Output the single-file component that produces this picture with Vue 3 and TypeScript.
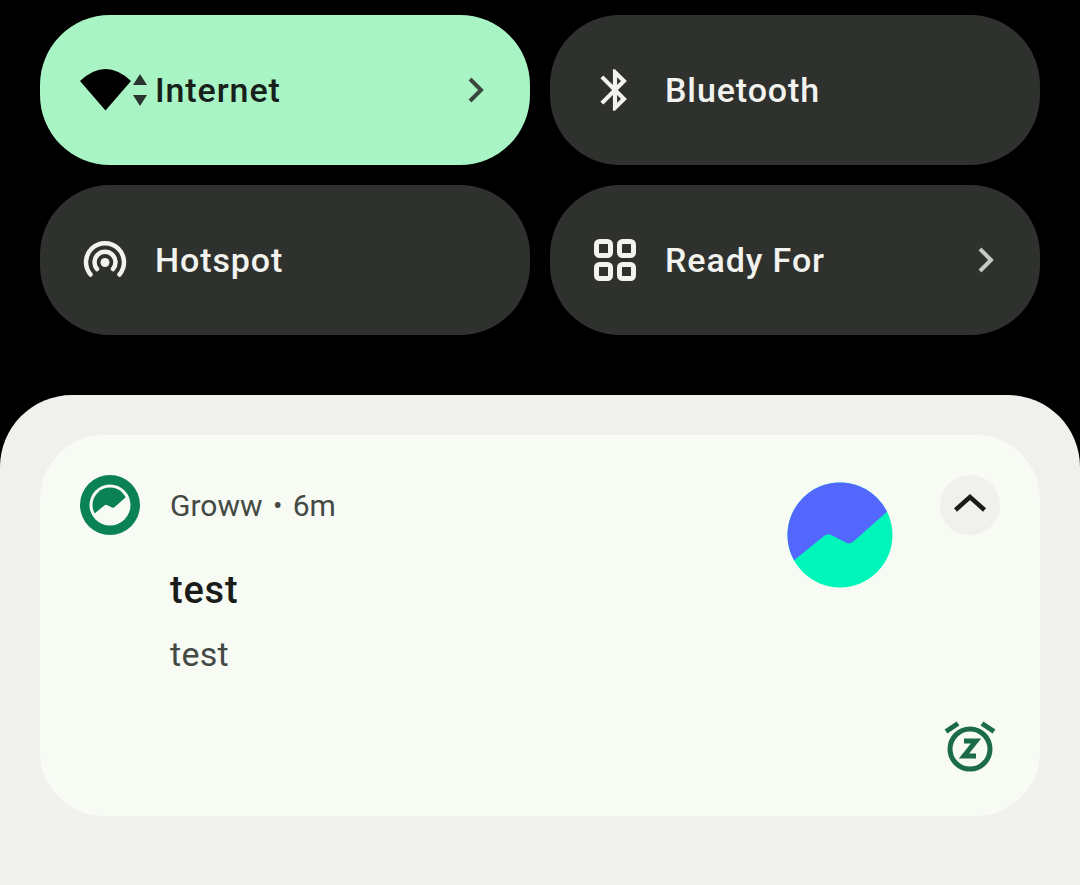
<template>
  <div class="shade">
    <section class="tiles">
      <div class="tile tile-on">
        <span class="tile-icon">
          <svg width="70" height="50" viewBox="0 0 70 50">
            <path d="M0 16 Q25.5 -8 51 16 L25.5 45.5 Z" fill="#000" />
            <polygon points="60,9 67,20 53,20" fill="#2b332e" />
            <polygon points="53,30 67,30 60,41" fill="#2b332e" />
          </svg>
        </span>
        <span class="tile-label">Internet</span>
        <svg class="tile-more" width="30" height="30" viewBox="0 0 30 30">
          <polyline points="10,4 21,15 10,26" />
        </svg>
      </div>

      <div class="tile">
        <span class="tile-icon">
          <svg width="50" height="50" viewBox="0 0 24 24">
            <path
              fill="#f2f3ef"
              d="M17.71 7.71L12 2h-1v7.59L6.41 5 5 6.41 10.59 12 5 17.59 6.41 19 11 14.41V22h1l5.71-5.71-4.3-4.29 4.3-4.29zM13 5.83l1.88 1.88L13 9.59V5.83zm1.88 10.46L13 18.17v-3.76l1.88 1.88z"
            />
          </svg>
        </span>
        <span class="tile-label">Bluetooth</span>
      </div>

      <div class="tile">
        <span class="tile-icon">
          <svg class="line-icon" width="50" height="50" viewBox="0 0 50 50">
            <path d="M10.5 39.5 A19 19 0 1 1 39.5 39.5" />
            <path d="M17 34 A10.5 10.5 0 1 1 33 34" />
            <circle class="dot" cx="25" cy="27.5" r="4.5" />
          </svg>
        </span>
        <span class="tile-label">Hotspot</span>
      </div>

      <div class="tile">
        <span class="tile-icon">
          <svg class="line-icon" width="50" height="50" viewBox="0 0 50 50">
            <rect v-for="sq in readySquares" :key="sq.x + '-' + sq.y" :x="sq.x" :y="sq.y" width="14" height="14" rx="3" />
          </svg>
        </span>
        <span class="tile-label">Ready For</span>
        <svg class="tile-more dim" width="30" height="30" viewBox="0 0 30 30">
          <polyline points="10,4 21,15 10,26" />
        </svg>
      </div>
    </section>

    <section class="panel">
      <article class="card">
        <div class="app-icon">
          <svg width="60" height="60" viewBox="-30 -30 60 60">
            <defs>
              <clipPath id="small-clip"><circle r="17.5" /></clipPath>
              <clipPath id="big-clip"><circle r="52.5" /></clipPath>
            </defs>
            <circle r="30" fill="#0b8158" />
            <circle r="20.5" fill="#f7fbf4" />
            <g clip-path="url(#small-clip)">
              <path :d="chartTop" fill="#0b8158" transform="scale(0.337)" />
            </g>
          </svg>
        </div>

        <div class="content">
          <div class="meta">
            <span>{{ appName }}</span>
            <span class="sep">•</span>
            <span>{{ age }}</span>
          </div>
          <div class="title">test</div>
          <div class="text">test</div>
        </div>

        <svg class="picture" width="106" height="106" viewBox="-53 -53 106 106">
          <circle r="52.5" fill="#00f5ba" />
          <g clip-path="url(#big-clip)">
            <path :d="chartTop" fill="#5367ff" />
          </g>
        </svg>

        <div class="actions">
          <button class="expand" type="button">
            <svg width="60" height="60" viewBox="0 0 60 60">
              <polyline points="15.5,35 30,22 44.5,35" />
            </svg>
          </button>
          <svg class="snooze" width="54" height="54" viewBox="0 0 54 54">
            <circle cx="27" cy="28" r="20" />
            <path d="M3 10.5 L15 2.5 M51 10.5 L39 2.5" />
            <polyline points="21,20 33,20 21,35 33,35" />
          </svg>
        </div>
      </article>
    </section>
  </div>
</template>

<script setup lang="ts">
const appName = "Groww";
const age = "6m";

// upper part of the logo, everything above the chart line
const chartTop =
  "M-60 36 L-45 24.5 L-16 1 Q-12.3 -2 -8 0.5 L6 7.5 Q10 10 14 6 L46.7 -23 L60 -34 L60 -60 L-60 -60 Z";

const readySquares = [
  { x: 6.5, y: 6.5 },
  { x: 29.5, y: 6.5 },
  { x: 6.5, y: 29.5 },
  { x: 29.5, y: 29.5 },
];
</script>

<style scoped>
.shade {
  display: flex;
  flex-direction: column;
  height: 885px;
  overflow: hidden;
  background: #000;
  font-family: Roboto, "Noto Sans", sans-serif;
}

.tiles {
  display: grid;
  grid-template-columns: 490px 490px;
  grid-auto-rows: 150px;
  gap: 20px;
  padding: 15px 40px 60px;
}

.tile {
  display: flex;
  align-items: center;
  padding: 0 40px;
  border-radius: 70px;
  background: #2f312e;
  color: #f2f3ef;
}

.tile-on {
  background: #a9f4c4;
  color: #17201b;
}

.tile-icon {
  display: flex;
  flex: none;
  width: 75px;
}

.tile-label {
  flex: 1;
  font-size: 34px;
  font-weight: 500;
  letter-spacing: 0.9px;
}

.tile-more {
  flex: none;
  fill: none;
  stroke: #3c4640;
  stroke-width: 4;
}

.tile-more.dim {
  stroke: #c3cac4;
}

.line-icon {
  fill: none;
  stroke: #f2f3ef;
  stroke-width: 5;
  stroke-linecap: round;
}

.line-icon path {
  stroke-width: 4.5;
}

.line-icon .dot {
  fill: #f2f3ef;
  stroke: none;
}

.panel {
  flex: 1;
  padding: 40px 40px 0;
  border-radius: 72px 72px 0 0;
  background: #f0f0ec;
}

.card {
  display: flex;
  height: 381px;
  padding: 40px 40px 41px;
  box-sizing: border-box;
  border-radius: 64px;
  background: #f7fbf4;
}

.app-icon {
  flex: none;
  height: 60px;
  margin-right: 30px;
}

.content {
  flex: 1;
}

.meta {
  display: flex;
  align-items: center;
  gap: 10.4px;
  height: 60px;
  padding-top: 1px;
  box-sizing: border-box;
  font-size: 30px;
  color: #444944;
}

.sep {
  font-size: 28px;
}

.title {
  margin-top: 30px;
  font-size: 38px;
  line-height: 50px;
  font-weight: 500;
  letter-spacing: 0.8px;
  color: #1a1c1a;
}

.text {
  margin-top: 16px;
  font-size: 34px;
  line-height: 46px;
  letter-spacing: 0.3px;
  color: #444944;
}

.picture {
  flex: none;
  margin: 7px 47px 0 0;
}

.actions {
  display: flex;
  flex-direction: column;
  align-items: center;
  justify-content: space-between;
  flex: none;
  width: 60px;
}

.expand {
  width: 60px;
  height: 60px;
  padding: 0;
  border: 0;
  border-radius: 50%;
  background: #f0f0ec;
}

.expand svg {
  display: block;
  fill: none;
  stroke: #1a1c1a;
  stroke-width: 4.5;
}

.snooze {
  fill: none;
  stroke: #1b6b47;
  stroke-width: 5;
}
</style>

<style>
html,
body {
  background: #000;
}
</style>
+++
The problem — Reproduce the data word for word, excluding its pictures.

Output for this exercise —
Output the single-file component that produces this picture with Vue 3 and TypeScript.
<template>
  <div class="shade">
    <section class="tiles">
      <div class="tile tile-on">
        <span class="tile-icon">
          <svg width="70" height="50" viewBox="0 0 70 50">
            <path d="M0 16 Q25.5 -8 51 16 L25.5 45.5 Z" fill="#000" />
            <polygon points="60,9 67,20 53,20" fill="#2b332e" />
            <polygon points="53,30 67,30 60,41" fill="#2b332e" />
          </svg>
        </span>
        <span class="tile-label">Internet</span>
        <svg class="tile-more" width="30" height="30" viewBox="0 0 30 30">
          <polyline points="10,4 21,15 10,26" />
        </svg>
      </div>

      <div class="tile">
        <span class="tile-icon">
          <svg width="50" height="50" viewBox="0 0 24 24">
            <path
              fill="#f2f3ef"
              d="M17.71 7.71L12 2h-1v7.59L6.41 5 5 6.41 10.59 12 5 17.59 6.41 19 11 14.41V22h1l5.71-5.71-4.3-4.29 4.3-4.29zM13 5.83l1.88 1.88L13 9.59V5.83zm1.88 10.46L13 18.17v-3.76l1.88 1.88z"
            />
          </svg>
        </span>
        <span class="tile-label">Bluetooth</span>
      </div>

      <div class="tile">
        <span class="tile-icon">
          <svg class="line-icon" width="50" height="50" viewBox="0 0 50 50">
            <path d="M10.5 39.5 A19 19 0 1 1 39.5 39.5" />
            <path d="M17 34 A10.5 10.5 0 1 1 33 34" />
            <circle class="dot" cx="25" cy="27.5" r="4.5" />
          </svg>
        </span>
        <span class="tile-label">Hotspot</span>
      </div>

      <div class="tile">
        <span class="tile-icon">
          <svg class="line-icon" width="50" height="50" viewBox="0 0 50 50">
            <rect v-for="sq in readySquares" :key="sq.x + '-' + sq.y" :x="sq.x" :y="sq.y" width="14" height="14" rx="3" />
          </svg>
        </span>
        <span class="tile-label">Ready For</span>
        <svg class="tile-more dim" width="30" height="30" viewBox="0 0 30 30">
          <polyline points="10,4 21,15 10,26" />
        </svg>
      </div>
    </section>

    <section class="panel">
      <article class="card">
        <div class="app-icon">
          <svg width="60" height="60" viewBox="-30 -30 60 60">
            <defs>
              <clipPath id="small-clip"><circle r="17.5" /></clipPath>
              <clipPath id="big-clip"><circle r="52.5" /></clipPath>
            </defs>
            <circle r="30" fill="#0b8158" />
            <circle r="20.5" fill="#f7fbf4" />
            <g clip-path="url(#small-clip)">
              <path :d="chartTop" fill="#0b8158" transform="scale(0.337)" />
            </g>
          </svg>
        </div>

        <div class="content">
          <div class="meta">
            <span>{{ appName }}</span>
            <span class="sep">•</span>
            <span>{{ age }}</span>
          </div>
          <div class="title">test</div>
          <div class="text">test</div>
        </div>

        <svg class="picture" width="106" height="106" viewBox="-53 -53 106 106">
          <circle r="52.5" fill="#00f5ba" />
          <g clip-path="url(#big-clip)">
            <path :d="chartTop" fill="#5367ff" />
          </g>
        </svg>

        <div class="actions">
          <button class="expand" type="button">
            <svg width="60" height="60" viewBox="0 0 60 60">
              <polyline points="15.5,35 30,22 44.5,35" />
            </svg>
          </button>
          <svg class="snooze" width="54" height="54" viewBox="0 0 54 54">
            <circle cx="27" cy="28" r="20" />
            <path d="M3 10.5 L15 2.5 M51 10.5 L39 2.5" />
            <polyline points="21,20 33,20 21,35 33,35" />
          </svg>
        </div>
      </article>
    </section>
  </div>
</template>

<script setup lang="ts">
const appName = "Groww";
const age = "6m";

// upper part of the logo, everything above the chart line
const chartTop =
  "M-60 36 L-45 24.5 L-16 1 Q-12.3 -2 -8 0.5 L6 7.5 Q10 10 14 6 L46.7 -23 L60 -34 L60 -60 L-60 -60 Z";

const readySquares = [
  { x: 6.5, y: 6.5 },
  { x: 29.5, y: 6.5 },
  { x: 6.5, y: 29.5 },
  { x: 29.5, y: 29.5 },
];
</script>

<style scoped>
.shade {
  display: flex;
  flex-direction: column;
  height: 885px;
  overflow: hidden;
  background: #000;
  font-family: Roboto, "Noto Sans", sans-serif;
}

.tiles {
  display: grid;
  grid-template-columns: 490px 490px;
  grid-auto-rows: 150px;
  gap: 20px;
  padding: 15px 40px 60px;
}

.tile {
  display: flex;
  align-items: center;
  padding: 0 40px;
  border-radius: 70px;
  background: #2f312e;
  color: #f2f3ef;
}

.tile-on {
  background: #a9f4c4;
  color: #17201b;
}

.tile-icon {
  display: flex;
  flex: none;
  width: 75px;
}

.tile-label {
  flex: 1;
  font-size: 34px;
  font-weight: 500;
  letter-spacing: 0.9px;
}

.tile-more {
  flex: none;
  fill: none;
  stroke: #3c4640;
  stroke-width: 4;
}

.tile-more.dim {
  stroke: #c3cac4;
}

.line-icon {
  fill: none;
  stroke: #f2f3ef;
  stroke-width: 5;
  stroke-linecap: round;
}

.line-icon path {
  stroke-width: 4.5;
}

.line-icon .dot {
  fill: #f2f3ef;
  stroke: none;
}

.panel {
  flex: 1;
  padding: 40px 40px 0;
  border-radius: 72px 72px 0 0;
  background: #f0f0ec;
}

.card {
  display: flex;
  height: 381px;
  padding: 40px 40px 41px;
  box-sizing: border-box;
  border-radius: 64px;
  background: #f7fbf4;
}

.app-icon {
  flex: none;
  height: 60px;
  margin-right: 30px;
}

.content {
  flex: 1;
}

.meta {
  display: flex;
  align-items: center;
  gap: 10.4px;
  height: 60px;
  padding-top: 1px;
  box-sizing: border-box;
  font-size: 30px;
  color: #444944;
}

.sep {
  font-size: 28px;
}

.title {
  margin-top: 30px;
  font-size: 38px;
  line-height: 50px;
  font-weight: 500;
  letter-spacing: 0.8px;
  color: #1a1c1a;
}

.text {
  margin-top: 16px;
  font-size: 34px;
  line-height: 46px;
  letter-spacing: 0.3px;
  color: #444944;
}

.picture {
  flex: none;
  margin: 7px 47px 0 0;
}

.actions {
  display: flex;
  flex-direction: column;
  align-items: center;
  justify-content: space-between;
  flex: none;
  width: 60px;
}

.expand {
  width: 60px;
  height: 60px;
  padding: 0;
  border: 0;
  border-radius: 50%;
  background: #f0f0ec;
}

.expand svg {
  display: block;
  fill: none;
  stroke: #1a1c1a;
  stroke-width: 4.5;
}

.snooze {
  fill: none;
  stroke: #1b6b47;
  stroke-width: 5;
}
</style>

<style>
html,
body {
  background: #000;
}
</style>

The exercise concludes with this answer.